Whilst its clear the events industry will look very different when the current crisis subsides, talk of how this signals the end of the face-to-face events industry in its entirety is both short-sighted and overblown.

O’Reilly, a large, US based conference producer, focused on the technology and IT sectors, has announced that it is permanently shutting its live conferences division.
“On March 24, Laura Baldwin, President of O’Reilly Media, announced that the company was shutting its in-person events division and going completely virtual for future events. O’Reilly had already postponed its March Strata Data & AI Conferences in London and San Jose and combined it with an online Strata Data & AI event scheduled for September.”
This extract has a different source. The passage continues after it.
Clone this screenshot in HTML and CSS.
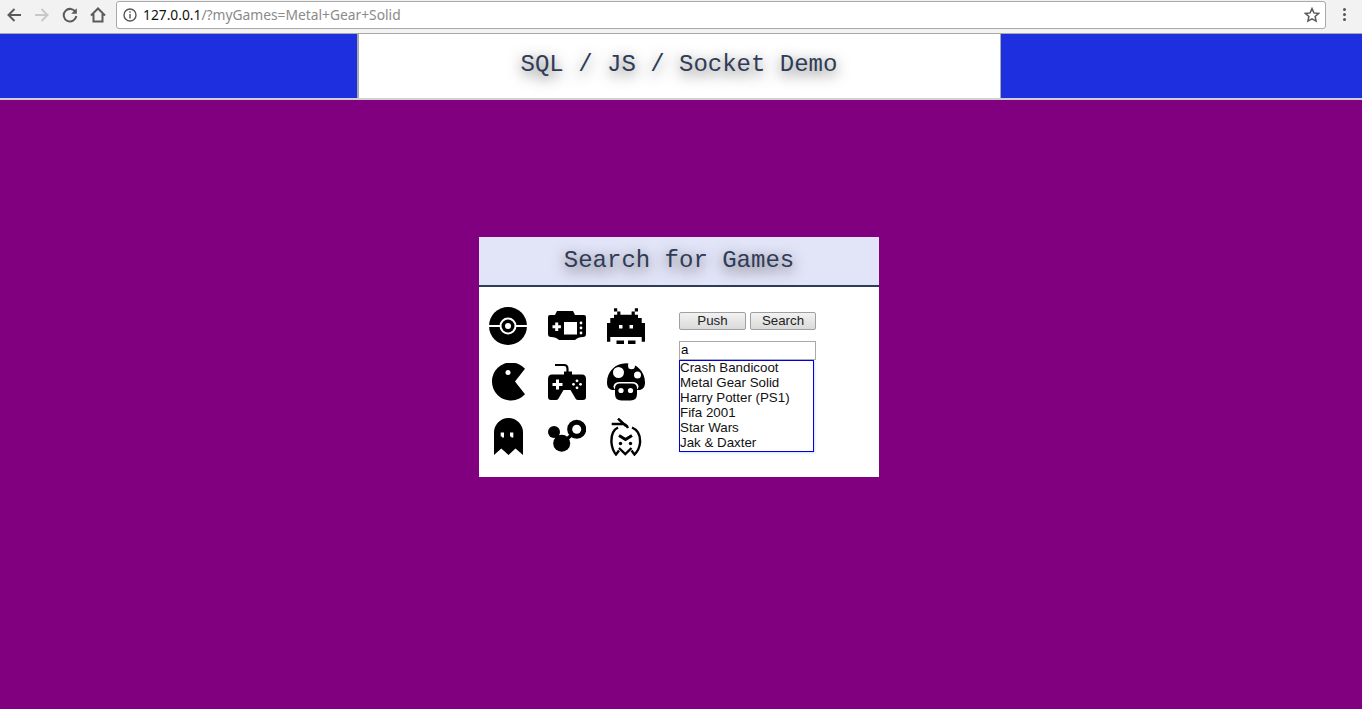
FILE: index.html
```html
<!DOCTYPE html>
<html lang="en">
<head>
<meta charset="UTF-8">
<meta name="viewport" content="width=device-width, initial-scale=1.0">
<title>SQL / JS / Socket Demo</title>
<link rel="stylesheet" href="styles.css">
</head>
<body>
    <div class="toolbar">
        <svg class="tool-icon" viewBox="0 0 16 16"><path d="M15 8H2.5M8.5 2L2.5 8l6 6" /></svg>
        <svg class="tool-icon off" viewBox="0 0 16 16"><path d="M1 8h12.5M7.5 2l6 6-6 6" /></svg>
        <svg class="tool-icon" viewBox="0 0 16 16"><path d="M13.6 5.2A6.3 6.3 0 1 0 14.3 9" /><path class="solid" d="M14.8 1.2v5.6H9.2z" /></svg>
        <svg class="tool-icon" viewBox="0 0 16 16"><path d="M1 8.5L8 1.5l7 7M3.5 7v7.5h9V7" /></svg>
        <div class="omnibox">
            <svg class="info-icon" viewBox="0 0 14 14"><circle cx="7" cy="7" r="6" /><path d="M7 6v4.5M7 3.2v1.6" /></svg>
            <span class="url"><span class="host">127.0.0.1</span>/?myGames=Metal+Gear+Solid</span>
            <svg class="star-icon" viewBox="0 0 16 16"><path d="M8 1.6l1.9 4.3 4.7.5-3.5 3.1 1 4.6L8 11.8l-4.1 2.3 1-4.6-3.5-3.1 4.7-.5z" /></svg>
        </div>
        <div class="menu-dots"><span></span><span></span><span></span></div>
    </div>

    <header class="top">
        <h1 class="top-title">SQL / JS / Socket Demo</h1>
    </header>

    <main class="main">
        <section class="panel">
            <h2 class="panel-title">Search for Games</h2>
            <div class="panel-body">
                <div class="icons">
                    <!-- pokeball -->
                    <svg viewBox="0 0 38 38"><circle cx="19" cy="19" r="19" /><rect class="w" y="18" width="38" height="2" /><circle class="w" cx="19" cy="19" r="8.5" /><circle cx="19" cy="19" r="6.5" /><circle class="w" cx="19" cy="19" r="3" /></svg>
                    <!-- handheld -->
                    <svg viewBox="0 0 38 38"><path d="M0 10Q0 8 2 8H7L9 4H25L27 8H36Q38 8 38 10V27Q38 30 35 30Q30 30 27 33H11Q8 30 3 30Q0 30 0 27Z" /><path class="w" d="M4.500 18.200H7.200V15.500H10.200V18.200H12.900V21.200H10.200V23.900H7.200V21.200H4.500Z" /><rect class="w" x="16" y="15" width="13" height="12.500" /><circle class="w" cx="33" cy="16" r="1.400" /><circle class="w" cx="33" cy="21" r="1.400" /><circle class="w" cx="33" cy="26" r="1.400" /></svg>
                    <!-- space invader -->
                    <svg viewBox="0 0 38 38"><path d="M7 1.300h3.200v3.200H7zM27.800 1.300H31v3.200h-3.200zM10.200 4.500h3.200v3.200h-3.200zM24.600 4.500h3.200v3.200h-3.200zM7 7.700H31V11H34.700V16H38V34.700H34.700V30H3.300V34.700H0V16H3.300V11H7ZM9.500 33.500H17V37H9.500ZM21 33.500H28.500V37H21Z" /><rect class="w" x="12" y="18" width="3.500" height="3.500" /><rect class="w" x="22.500" y="18" width="3.500" height="3.500" /></svg>

                    <!-- pacman -->
                    <svg viewBox="0 0 38 38"><path d="M36 5.700L26 18.500 36 31.300A19 19 0 1 1 36 5.700Z" /><circle class="w" cx="19" cy="9.500" r="2.500" /></svg>
                    <!-- gamepad -->
                    <svg viewBox="0 0 38 38"><path class="line" d="M7 2H16Q19.500 2 19.500 6V10" /><rect x="16" y="8.500" width="8" height="4" /><path d="M4 11.500H34Q38 11.500 38 16V34Q38 37 35 37H30Q28.500 37 27.500 35.500L22.500 27H15.500L10.500 35.500Q9.500 37 8 37H3Q0 37 0 34V16Q0 11.500 4 11.500Z" /><path class="w" d="M4.500 20H8V16.500H11V20H14.500V23H11V26.500H8V23H4.500Z" /><circle class="w" cx="29" cy="17.800" r="1.400" /><circle class="w" cx="29" cy="24.800" r="1.400" /><circle class="w" cx="25.500" cy="21.300" r="1.400" /><circle class="w" cx="32.500" cy="21.300" r="1.400" /></svg>
                    <!-- mushroom -->
                    <svg viewBox="0 0 38 38"><path d="M19 .3C8 .3 0 9 0 19.500C0 24 2 26.500 5.500 27L8 27V21H30V27L32.500 27C36 26.500 38 24 38 19.500C38 9 30 .3 19 .3Z" /><circle class="w" cx="11.500" cy="9.500" r="5.500" /><circle class="w" cx="24.500" cy="2.700" r="3.500" /><circle class="w" cx="30.500" cy="12" r="3.500" /><rect class="w" x="6.500" y="19" width="25" height="9" rx="6" /><path d="M13 20.500H25Q30 20.500 30 25.500V31Q30 37.500 23.500 37.500H14.500Q8 37.500 8 31V25.500Q8 20.500 13 20.500Z" /><circle class="w" cx="14" cy="27.500" r="2.600" /><circle class="w" cx="23.500" cy="27.500" r="2.600" /></svg>

                    <!-- ghost -->
                    <svg viewBox="0 0 38 38"><path d="M5 37V14.500A14.500 14.500 0 0 1 34 14.500V37L26.500 30.500 19.500 37 12.300 30.500Z" /><path class="w" d="M11.700 14.500H15V19.500H13V18.500H11.700ZM21 14.500H24.300V19.500H22.300V18.500H21Z" /></svg>
                    <!-- three discs -->
                    <svg viewBox="0 0 38 38"><circle cx="28.700" cy="11.300" r="9.500" /><circle class="w" cx="28.700" cy="11.300" r="4.500" /><circle cx="6" cy="14" r="6" /><circle cx="13.700" cy="25.300" r="8.500" /><path class="line thick" d="M6 14L13.700 25.300 23 17.500" /></svg>
                    <!-- angry bird -->
                    <svg viewBox="0 0 38 38"><path class="line bird" d="M4.700 6H16Q19 6 21 10M11 .5L19 8" /><path class="line bird" d="M11 9.500C6 12 4 18 4.500 25C5 30 6.500 33.500 9 36.500L12 32.500M25 9.500C31 12 33.500 18 33 25C32.500 30 30.500 33.500 27.500 36.500L24.500 32.500" /><path class="line bird" d="M12 30L18.300 36 24.500 30" /><path class="line brow" d="M12 17.500L18.500 21.500 25 17.500" /><circle cx="13.500" cy="25.500" r="1.700" /><circle cx="23.500" cy="25.500" r="1.700" /></svg>
                </div>
                <form class="search">
                    <div class="buttons">
                        <button class="btn btn-push" type="button">Push</button>
                        <button class="btn btn-search" type="button">Search</button>
                    </div>
                    <input class="search-input" name="myGames" type="text" value="a">
                    <ul class="results">
                        <li>Crash Bandicoot</li>
                        <li>Metal Gear Solid</li>
                        <li>Harry Potter (PS1)</li>
                        <li>Fifa 2001</li>
                        <li>Star Wars</li>
                        <li>Jak &amp; Daxter</li>
                    </ul>
                </form>
            </div>
        </section>
    </main>
</body>
</html>
```

FILE: styles.css
```css
html, body {
    height: 100%;
}
body {
    margin: 0;
    padding: 0;
    overflow: hidden;
    display: flex;
    flex-direction: column;
    background: purple;
    font-family: "Liberation Sans", Arial, sans-serif;
}

/* browser bar */
.toolbar {
    flex: none;
    display: flex;
    align-items: center;
    padding: 0 0 4px 6px;
    height: 29px;
    background: #f2f2f2;
    border-bottom: 1px solid #a8a8a8;
}
.tool-icon {
    width: 16px;
    height: 16px;
    margin-right: 12px;
    flex: none;
}
.tool-icon path {
    fill: none;
    stroke: #5a5a5a;
    stroke-width: 2;
}
.tool-icon path.solid {
    fill: #5a5a5a;
    stroke: none;
}
.tool-icon.off path {
    stroke: #c8c8c8;
}
.omnibox {
    width: 1210px;
    height: 28px;
    margin: 1px 0 0 -2px;
    box-sizing: border-box;
    display: flex;
    align-items: center;
    padding: 0 5px 0 6px;
    background: #fff;
    border: 1px solid #a9a9a9;
    border-radius: 3px;
}
.info-icon {
    width: 14px;
    height: 14px;
    flex: none;
}
.info-icon circle,
.info-icon path {
    fill: none;
    stroke: #555;
    stroke-width: 1.4;
}
.url {
    margin-left: 6px;
    padding-bottom: 2px;
    flex: 1;
    font: 13.8px "Noto Sans", sans-serif;
    color: #8a8a8a;
}
.url .host {
    color: #111;
}
.star-icon {
    width: 16px;
    height: 16px;
    flex: none;
}
.star-icon path {
    fill: none;
    stroke: #5a5a5a;
    stroke-width: 1.5;
}
.menu-dots {
    margin-left: 17px;
    display: flex;
    flex-direction: column;
    gap: 2px;
}
.menu-dots span {
    width: 3px;
    height: 3px;
    border-radius: 50%;
    background: #555;
}

/* page header */
.top {
    flex: none;
    height: 64px;
    display: flex;
    justify-content: center;
    padding-right: 4px;
    background: #1e2fdf;
    border-bottom: 2px solid #d0d0d0;
}
.top-title {
    width: 644px;
    margin: 0;
    padding-right: 1px;
    box-sizing: border-box;
    background: #fff;
    border-left: 2px solid #aaa;
    border-right: 1px solid #aaa;
    text-align: center;
    font: normal 24px/62px "Liberation Mono", monospace;
    color: #2f3b57;
    text-shadow: 0 4px 14px #555;
}

.main {
    flex: 1;
    display: flex;
    justify-content: center;
    align-items: flex-start;
    padding: 137px 4px 0 0;
}
.panel {
    width: 400px;
    height: 240px;
    background: #fff;
}
.panel-title {
    margin: 0;
    height: 48px;
    background: #e2e4f8;
    border-bottom: 2px solid #2f3b57;
    text-align: center;
    font: normal 24px/47px "Liberation Mono", monospace;
    color: #2f3b57;
    text-shadow: 0 4px 14px #555;
}
.panel-body {
    display: flex;
    padding: 20px 0 0 10px;
}
.icons {
    display: grid;
    grid-template-columns: repeat(3, 38px);
    grid-auto-rows: 38px;
    column-gap: 21px;
    row-gap: 17.500px;
}
.icons svg {
    width: 38px;
    height: 38px;
    display: block;
}
.icons .w {
    fill: #fff;
}
.icons .line {
    fill: none;
    stroke: #000;
    stroke-width: 2.200;
}
.icons .bird {
    stroke-width: 2.400;
}
.icons .brow {
    stroke-width: 3;
}
.icons .thick {
    stroke-width: 3.500;
}
.search {
    margin: 5px 0 0 34px;
    width: 137px;
}
.buttons {
    display: flex;
    gap: 4px;
    margin-bottom: 11px;
}
.btn {
    height: 18px;
    padding: 0 0 2px;
    font: 13.333px "Liberation Sans", sans-serif;
    color: #222;
    background: linear-gradient(#f2f2f2, #dadada);
    border: 1px solid #a0a0a0;
    border-radius: 2px;
}
.btn-push {
    width: 67px;
}
.btn-search {
    width: 66px;
}
.search-input {
    display: block;
    width: 137px;
    height: 19px;
    margin: 0;
    padding: 0 1px 2px;
    box-sizing: border-box;
    border: 1px solid #a9a9a9;
    font: 13.333px "Liberation Sans", sans-serif;
    color: #000;
    outline: none;
}
.results {
    width: 135px;
    height: 92px;
    margin: 0;
    padding: 0;
    box-sizing: border-box;
    list-style: none;
    border: 1px solid #0000e6;
    box-shadow: 1px 1px 2px #cfe0e8;
    font-size: 13.333px;
    line-height: 15px;
    color: #111;
}
.results li:first-child {
    margin-top: -1px;
}
```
They’ve missed a trick here. After weeks and months spent in solitude, away from colleagues, friends and family, I think most of us are probably craving some face-to-face interaction. We’ve all spent hours on various virtual conference platforms, struggling with connections, internet and other predictably dull technical issues. Maybe I’m biased, but the thought of having to repeat “can you hear me now, yes I can hear you, I think my mic is broken” beyond the end of this lock down sends shivers down my spine. Virtual conference technology has been around for years now, and it has never taken off the way some predicted. This crisis reminds us exactly why.

It’s probably much more likely that live event professionals like us will have to get to grips with virtual technology, but as a complement to live events, not a replacement. As social creatures, we know that nothing is as powerful as face-to-face for building relationships, motivating and engaging people.

This situation might be the catalyst needed to unify live and virtual events. Enhancing the overall experience and scope of our industry, which can only be a good thing. Keep the faith my fellow live events professionals, whilst the light at the end of the tunnel may still seem faint, there could be a lot of opportunities for live event professionals to take the lead in the new world of events post-Corona.